> **Given task**:
In the entries, find all lines that hold the word "React" and copy them.

--- Begin Records for the exercise ---

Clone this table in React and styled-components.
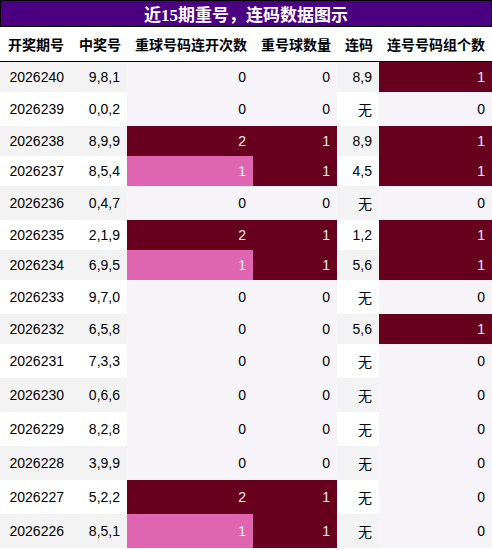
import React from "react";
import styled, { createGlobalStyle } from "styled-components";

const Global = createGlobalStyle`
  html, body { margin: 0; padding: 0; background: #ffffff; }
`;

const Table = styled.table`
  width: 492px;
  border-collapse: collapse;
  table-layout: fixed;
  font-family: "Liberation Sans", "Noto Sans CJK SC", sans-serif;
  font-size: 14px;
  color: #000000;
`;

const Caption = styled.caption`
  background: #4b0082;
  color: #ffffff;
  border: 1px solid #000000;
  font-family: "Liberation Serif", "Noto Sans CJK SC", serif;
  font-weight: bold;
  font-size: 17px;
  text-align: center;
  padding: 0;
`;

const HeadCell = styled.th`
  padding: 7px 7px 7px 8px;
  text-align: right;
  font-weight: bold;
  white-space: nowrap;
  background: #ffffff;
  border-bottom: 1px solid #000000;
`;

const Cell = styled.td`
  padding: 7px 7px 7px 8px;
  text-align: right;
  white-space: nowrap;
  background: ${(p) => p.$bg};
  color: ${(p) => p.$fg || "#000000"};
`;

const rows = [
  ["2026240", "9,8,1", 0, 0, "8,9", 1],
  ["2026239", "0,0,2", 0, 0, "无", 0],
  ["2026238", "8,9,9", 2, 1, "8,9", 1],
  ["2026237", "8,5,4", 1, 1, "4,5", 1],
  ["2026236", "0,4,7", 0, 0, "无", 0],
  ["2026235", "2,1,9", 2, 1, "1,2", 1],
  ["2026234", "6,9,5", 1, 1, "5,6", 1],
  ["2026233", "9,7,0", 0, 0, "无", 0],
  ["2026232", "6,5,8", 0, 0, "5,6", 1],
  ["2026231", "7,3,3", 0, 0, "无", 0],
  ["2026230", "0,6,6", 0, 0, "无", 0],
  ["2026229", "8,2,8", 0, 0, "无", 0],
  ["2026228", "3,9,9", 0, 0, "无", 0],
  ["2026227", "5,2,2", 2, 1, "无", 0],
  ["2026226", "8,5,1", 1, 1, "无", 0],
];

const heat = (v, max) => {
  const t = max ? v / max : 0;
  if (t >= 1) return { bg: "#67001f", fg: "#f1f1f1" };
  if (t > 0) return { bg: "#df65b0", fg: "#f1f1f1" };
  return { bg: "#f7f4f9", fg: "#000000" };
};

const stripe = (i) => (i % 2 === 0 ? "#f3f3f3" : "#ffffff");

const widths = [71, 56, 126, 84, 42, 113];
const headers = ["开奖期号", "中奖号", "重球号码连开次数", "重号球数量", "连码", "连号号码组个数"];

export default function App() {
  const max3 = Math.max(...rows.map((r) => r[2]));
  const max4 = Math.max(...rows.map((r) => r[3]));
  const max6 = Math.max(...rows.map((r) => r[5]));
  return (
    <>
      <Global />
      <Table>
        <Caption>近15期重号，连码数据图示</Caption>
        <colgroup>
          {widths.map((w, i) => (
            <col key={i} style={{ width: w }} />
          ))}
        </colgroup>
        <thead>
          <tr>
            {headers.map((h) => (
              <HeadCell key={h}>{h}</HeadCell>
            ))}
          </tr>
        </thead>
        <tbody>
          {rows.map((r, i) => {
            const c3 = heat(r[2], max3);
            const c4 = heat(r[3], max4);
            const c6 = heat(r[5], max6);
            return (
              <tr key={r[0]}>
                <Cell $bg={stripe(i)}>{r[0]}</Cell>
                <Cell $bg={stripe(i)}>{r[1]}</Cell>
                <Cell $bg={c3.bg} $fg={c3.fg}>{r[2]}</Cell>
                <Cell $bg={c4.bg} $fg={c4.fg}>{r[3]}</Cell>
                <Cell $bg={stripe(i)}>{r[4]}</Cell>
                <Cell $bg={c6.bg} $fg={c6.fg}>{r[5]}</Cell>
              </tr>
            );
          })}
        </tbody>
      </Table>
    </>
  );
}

--- End Records for the exercise ---
--- Begin Records for the exercise ---

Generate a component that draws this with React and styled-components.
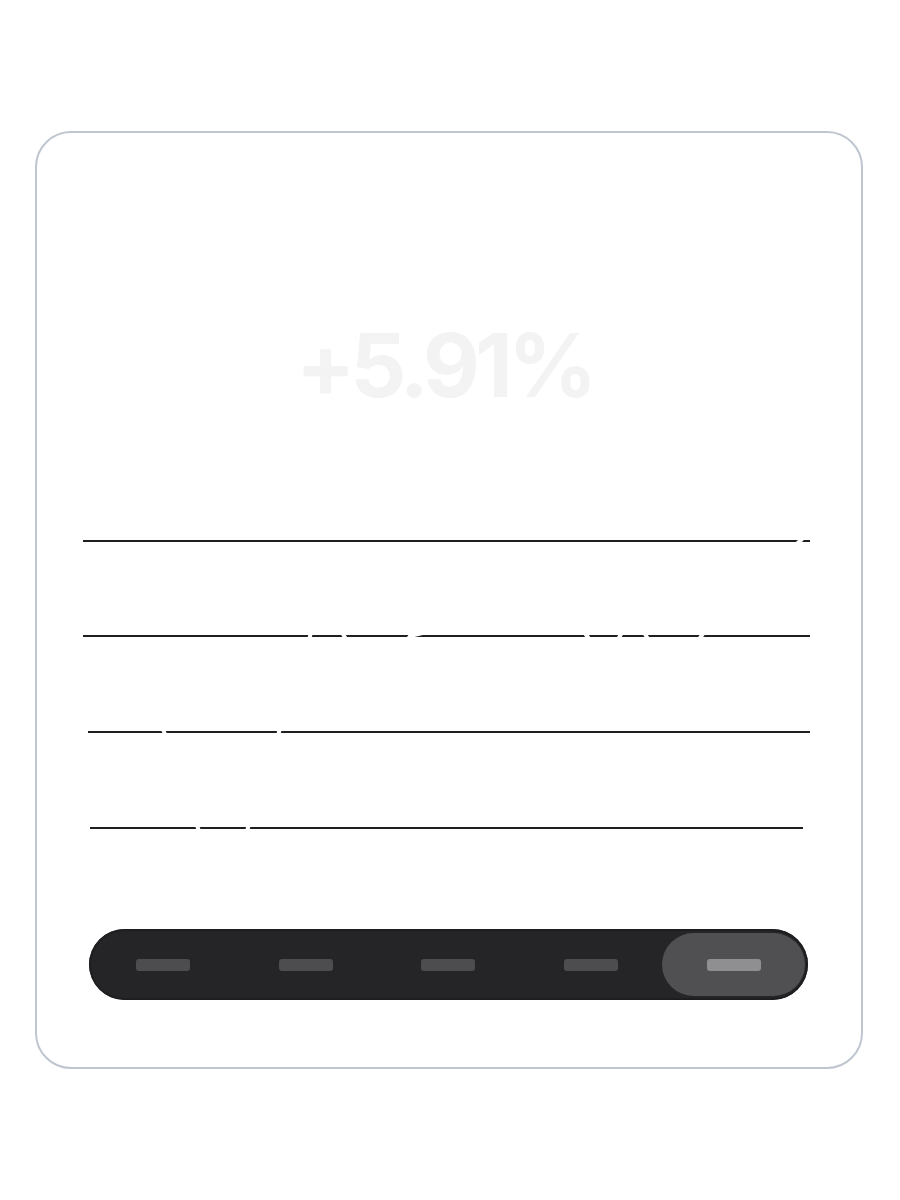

--- End Records for the exercise ---

> **Exercise result**:
Clone this table in React and styled-components.
import React from "react";
Generate a component that draws this with React and styled-components.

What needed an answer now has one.